Hi,

Am 07.05.2011 um 16:48 schrieb Chas Emerick:

>> We haven't started on a VimClojure nREPL fork yet.
>> 
>> We should probably ask Meikel if he's already tackled it, there is a "nrepl" 
>> tag on
>> bitbucket but it's about 6 months old. 
>> https://bitbucket.org/kotarak/vimclojure/overview
> 
> My recollection is that Meikel was a fair ways along in his nREPL 
> implementation late last year.  Hopefully he can chime in as to what the 
> current status is of things there.

Ah. Sad story. I already worked in the nrepl backend for vimclojure—as Ambrose 
noted: there is a branch on bitbucket for that. However things stalled. The 
reason is the client. There I have these stupid vim limitations again:

* It must be fast.
* It must be self-contained.
* It must work on Windows. *bleh*

The first point kills a Java client. The JVM startup time is too slow. The 
second kills netcat, curl and friends. The client has to understand the 
protocol in order to know, when to stop the connection and terminate itself. 
Until the client terminates vim will be blocked. The third point kills all the 
“standard” scripting languages like Python, Ruby, Perl, you name it. I don't 
want to add a 30Mb dependency when a 30k client was sufficient with nailgun.
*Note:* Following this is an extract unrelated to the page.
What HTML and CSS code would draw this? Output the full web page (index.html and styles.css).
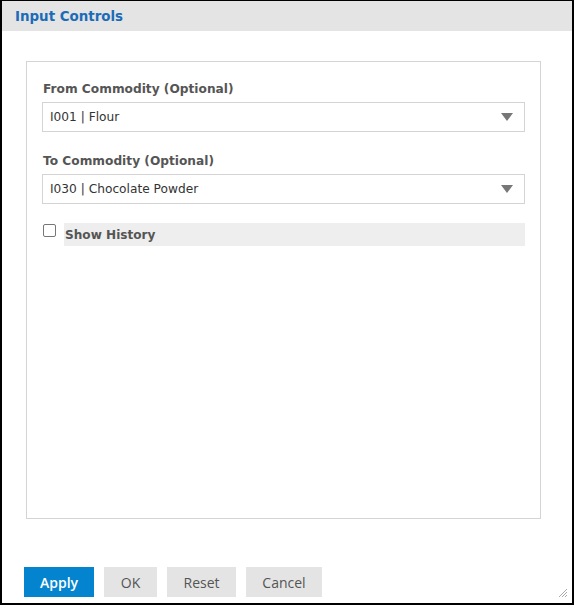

So what I need is: A client understanding the protocol and looking for the 
“done” message. It must be fast and small. So it will be likely written in 
something like C, OCaml or Haskell and compiled to native binary. It doesn't 
come with more dependencies than itself.

I might come up with a C or OCaml version for the Unices, but I have absolutely 
no clue about Windows programming. Something like OCaml would maybe even work 
verbatim on Windows, but I haven't got native compilation to work there.

And finally I'm missing time right now to do this by myself. (As always… *sigh*)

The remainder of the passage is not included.